### Data rows
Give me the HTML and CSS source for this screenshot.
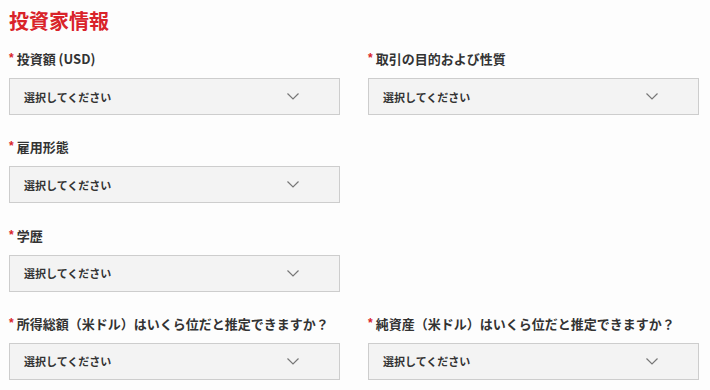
FILE: index.html
```html
<!DOCTYPE html>
<html lang="ja">
<head>
<meta charset="utf-8">
<link rel="stylesheet" href="styles.css">
</head>
<body>
<div class="page">
  <h1 class="title">投資家情報</h1>
  <div class="grid">
    <div class="field">
      <div class="label"><span class="req">*</span>投資額 (USD)</div>
      <div class="select"><span>選択してください</span><svg class="chev" width="12" height="7" viewBox="0 0 12 7"><polyline points="0.5,0.5 6,6 11.5,0.5" fill="none" stroke="#777" stroke-width="1.2"/></svg></div>
    </div>
    <div class="field">
      <div class="label"><span class="req">*</span>取引の目的および性質</div>
      <div class="select"><span>選択してください</span><svg class="chev" width="12" height="7" viewBox="0 0 12 7"><polyline points="0.5,0.5 6,6 11.5,0.5" fill="none" stroke="#777" stroke-width="1.2"/></svg></div>
    </div>
    <div class="field">
      <div class="label"><span class="req">*</span>雇用形態</div>
      <div class="select"><span>選択してください</span><svg class="chev" width="12" height="7" viewBox="0 0 12 7"><polyline points="0.5,0.5 6,6 11.5,0.5" fill="none" stroke="#777" stroke-width="1.2"/></svg></div>
    </div>
    <div class="field empty"></div>
    <div class="field">
      <div class="label"><span class="req">*</span>学歴</div>
      <div class="select"><span>選択してください</span><svg class="chev" width="12" height="7" viewBox="0 0 12 7"><polyline points="0.5,0.5 6,6 11.5,0.5" fill="none" stroke="#777" stroke-width="1.2"/></svg></div>
    </div>
    <div class="field empty"></div>
    <div class="field">
      <div class="label"><span class="req">*</span>所得総額（米ドル）はいくら位だと推定できますか？</div>
      <div class="select"><span>選択してください</span><svg class="chev" width="12" height="7" viewBox="0 0 12 7"><polyline points="0.5,0.5 6,6 11.5,0.5" fill="none" stroke="#777" stroke-width="1.2"/></svg></div>
    </div>
    <div class="field">
      <div class="label"><span class="req">*</span>純資産（米ドル）はいくら位だと推定できますか？</div>
      <div class="select"><span>選択してください</span><svg class="chev" width="12" height="7" viewBox="0 0 12 7"><polyline points="0.5,0.5 6,6 11.5,0.5" fill="none" stroke="#777" stroke-width="1.2"/></svg></div>
    </div>
  </div>
</div>
</body>
</html>
```
FILE: styles.css
```css
html, body {
  margin: 0;
  padding: 0;
  background: #fdfdfd;
}
.page {
  padding: 9px 11px 0 9px;
  font-family: "Noto Sans CJK JP", "Noto Sans", sans-serif;
  color: #333;
}
.title {
  margin: 0;
  font-size: 20px;
  line-height: 24px;
  font-weight: 700;
  color: #d9232a;
}
.grid {
  margin-top: 16px;
  display: grid;
  grid-template-columns: 331px 331px;
  column-gap: 28px;
  row-gap: 22.33px;
}
.label {
  height: 20px;
  font-size: 13px;
  line-height: 20px;
  font-weight: 700;
  color: #333;
  white-space: nowrap;
  margin-bottom: 9px;
}
.req {
  color: #d9232a;
  font-family: "Liberation Sans", sans-serif;
  font-size: 12px;
  line-height: 0;
  margin-right: 3px;
  position: relative;
  top: -2px;
}
.select {
  box-sizing: border-box;
  height: 37px;
  background: #f3f3f3;
  border: 1px solid #cdcdcd;
  display: flex;
  align-items: center;
  justify-content: space-between;
  padding: 0 40px 0 14px;
  font-size: 11px;
  font-weight: 700;
  color: #333;
}
.chev {
  display: block;
}
```
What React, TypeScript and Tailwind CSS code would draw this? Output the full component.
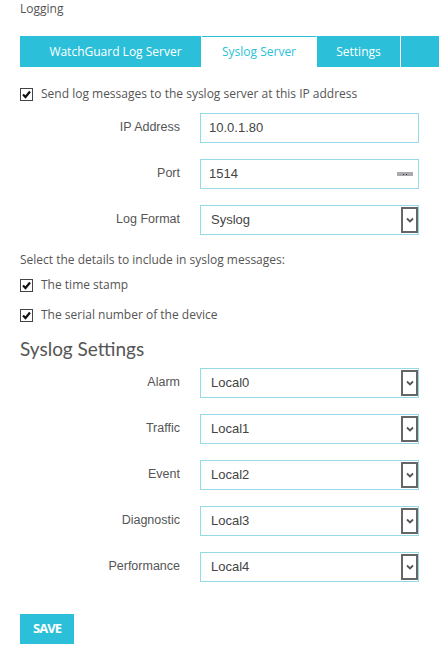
import { useState } from "react";

const CYAN = "#2bbfd9";

const Check = ({ checked, onToggle }: { checked: boolean; onToggle: () => void }) => (
  <button
    type="button"
    onClick={onToggle}
    className="w-[13px] h-[13px] border border-[#444] bg-white flex items-center justify-center shrink-0"
  >
    {checked && (
      <svg width="11" height="11" viewBox="0 0 11 11">
        <path d="M2 5.5 L4.5 8 L9 2.5" fill="none" stroke="#111" strokeWidth="2.2" />
      </svg>
    )}
  </button>
);

const Row = ({ label, children }: { label: string; children: React.ReactNode }) => (
  <div className="flex items-start">
    <div className="w-[160px] pt-[5px] text-right text-[12.5px] text-[#555] font-['Liberation_Sans',Arial,sans-serif]">
      {label}
    </div>
    <div className="ml-[20px] w-[219px]">{children}</div>
  </div>
);

const SelectBox = ({ value }: { value: string }) => (
  <div className="relative h-[30px] border border-[#93dbe7] bg-white flex items-center pl-[10px] text-[13px] text-[#444] font-['Liberation_Sans',Arial,sans-serif]">
    {value}
    <div className="absolute right-0 top-[1px] bottom-[1px] w-[17px] border-2 border-[#666] bg-white flex items-center justify-center">
      <svg width="8" height="6" viewBox="0 0 8 6">
        <path d="M1 1.5 L4 4.5 L7 1.5" fill="none" stroke="#555" strokeWidth="1.8" />
      </svg>
    </div>
  </div>
);

export default function App() {
  const [send, setSend] = useState(true);
  const [stamp, setStamp] = useState(true);
  const [serial, setSerial] = useState(true);
  const [tab, setTab] = useState(1);
  const tabs = [
    { name: "WatchGuard Log Server", w: "w-[182px] pl-[10px]" },
    { name: "Syslog Server", w: "w-[115px]" },
    { name: "Settings", w: "w-[84px]" },
  ];

  return (
    <div className="min-h-screen bg-white pl-5 pr-5 font-['Open_Sans',sans-serif] text-[#555]">
      <div className="pt-[1px] text-[12px] leading-[15px]">Logging</div>

      {/* Tabs */}
      <div className="mt-[20px] -mr-5 h-[31px] flex bg-[#2bbfd9]">
        {tabs.map((t, i) => (
          <button
            key={t.name}
            onClick={() => setTab(i)}
            className={`${t.w} h-full text-[12px] border-r border-white ${
              tab === i ? "bg-white text-[#2bbfd9] border-t border-t-[#2bbfd9]" : "text-white"
            }`}
          >
            {t.name}
          </button>
        ))}
        <div className="flex-1" />
      </div>

      <label className="mt-[18px] flex items-center gap-[8px] text-[12px] leading-[18px]">
        <Check checked={send} onToggle={() => setSend(!send)} />
        Send log messages to the syslog server at this IP address
      </label>

      <div className="mt-[10px] flex flex-col gap-[16px]">
        <Row label="IP Address">
          <div className="h-[30px] border border-[#93dbe7] flex items-center pl-[8px] text-[13px] text-[#444] font-['Liberation_Sans',Arial,sans-serif]">
            10.0.1.80
          </div>
        </Row>
        <Row label="Port">
          <div className="relative h-[30px] border border-[#93dbe7] flex items-center pl-[8px] text-[13px] text-[#444] font-['Liberation_Sans',Arial,sans-serif]">
            1514
            <div className="absolute right-[5px] top-[12px] w-[16px] h-[4px] bg-[#a9a9ae] flex items-center justify-center gap-[2px]">
              <span className="w-px h-px bg-[#333]" />
              <span className="w-px h-px bg-[#333]" />
            </div>
          </div>
        </Row>
        <Row label="Log Format">
          <SelectBox value="Syslog" />
        </Row>
      </div>

      <div className="mt-[16px] text-[12px] leading-[18px]">Select the details to include in syslog messages:</div>
      <label className="mt-[7px] flex items-center gap-[8px] text-[12px] leading-[18px]">
        <Check checked={stamp} onToggle={() => setStamp(!stamp)} />
        The time stamp
      </label>
      <label className="mt-[12px] flex items-center gap-[8px] text-[12px] leading-[18px]">
        <Check checked={serial} onToggle={() => setSerial(!serial)} />
        The serial number of the device
      </label>

      <h2 className="mt-[13px] text-[19px] leading-[24px] font-['Lato',sans-serif] text-[#555]">Syslog Settings</h2>

      <div className="mt-[7px] flex flex-col gap-[16px]">
        {[
          ["Alarm", "Local0"],
          ["Traffic", "Local1"],
          ["Event", "Local2"],
          ["Diagnostic", "Local3"],
          ["Performance", "Local4"],
        ].map(([l, v]) => (
          <Row key={l} label={l}>
            <SelectBox value={v} />
          </Row>
        ))}
      </div>

      <button
        className="mt-[32px] w-[54px] h-[30px] text-white text-[13px] font-bold tracking-[-1px] font-['Open_Sans',sans-serif]"
        style={{ backgroundColor: CYAN }}
      >
        SAVE
      </button>
    </div>
  );
}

### Requirements
Which lines contain "this"? Copy each of them.

### The result
Give me the HTML and CSS source for this screenshot.
What React, TypeScript and Tailwind CSS code would draw this? Output the full component.
        Send log messages to the syslog server at this IP address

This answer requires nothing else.